Cu(II)-Based Coordination Polymers Containing 1,4-Bis(1H-imidazol-1-yl)benzene and Monovalent Fluorinated Anions

The design of the organic linker is one of the most important steps in driving the formation of the desired crystal structure in coordination polymers. Imidazole derivatives exhibit wide and interesting coordination capabilities. This property makes these π-conjugated ligands suitable linkers in the synthesis of metal–organic frameworks (MOFs). Despite these considerations, few examples of two-dimensional (2D) materials based on the 1,4-bis(1H-imidazol-1-yl)benzene (bib) ligand, which can be seen as a topological analogue of 4,4′-bipyridine, have been reported so far, and there is a lack of literature on the exploration of their gas adsorption properties.

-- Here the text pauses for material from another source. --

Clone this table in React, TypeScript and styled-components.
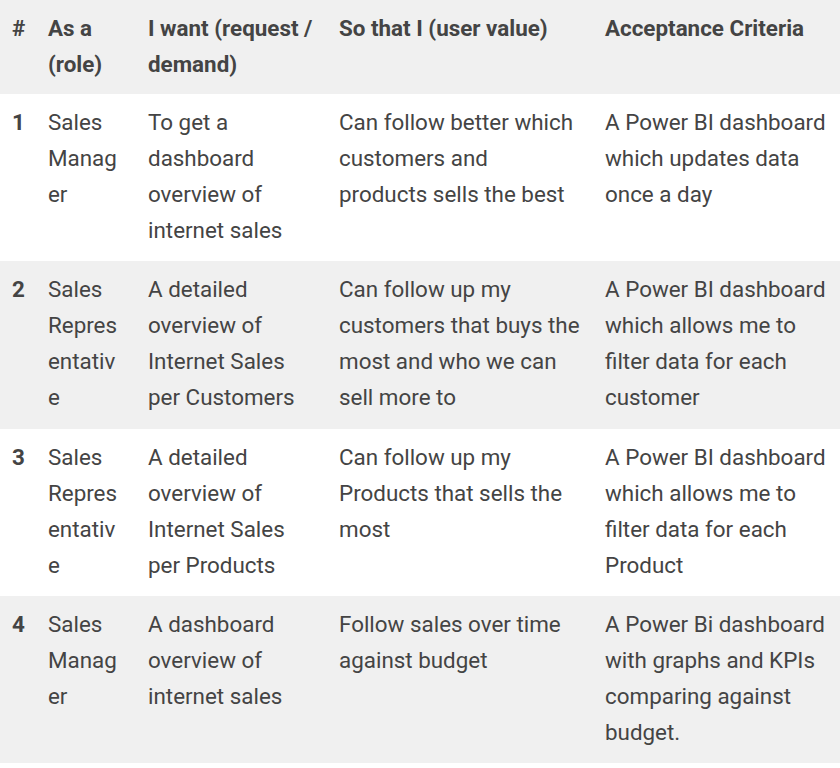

The combination of bib ligand with Cu(BF₄)₂ led us to obtain a doubly interpenetrated three-dimensional (3D) material (UdP-1) of minimal formula [Cu(bib)_2.5(BF₄)]·(BF₄)·1.5H₂O that loses 0.5 equiv of bib upon heating and undergoes a phase transition to a new material named UdP-2. UdP-2 was obtained as a microcrystalline powder by direct synthesis, but its crystal structure could not be elucidated. Attempts to obtain single crystals of UdP-2 led us to discover four new compounds, named UdP-3, UdP-3-i, UdP-4, and UdP-5, displaying both 2D and 3D structures. Using Cu(CF₃SO₃)₂ instead of Cu(BF₄)₂ allowed us to prepare a 2D layered material of the formula [Cu(bib)₂(CF₃SO₃)₂]·2MeOH (UdP-6), where the methanol molecules are trapped in the pores of the structure as in the ELM-12 structure, which contains 4,4′-bipyridine as the organic ligand. Different from ELM-12, UdP-6 displays a Type I CO₂ adsorption isotherm, with no evidence of a gating phenomenon. This behavior is attributed to the larger number of supramolecular interactions existing between adjacent layers in UdP-6.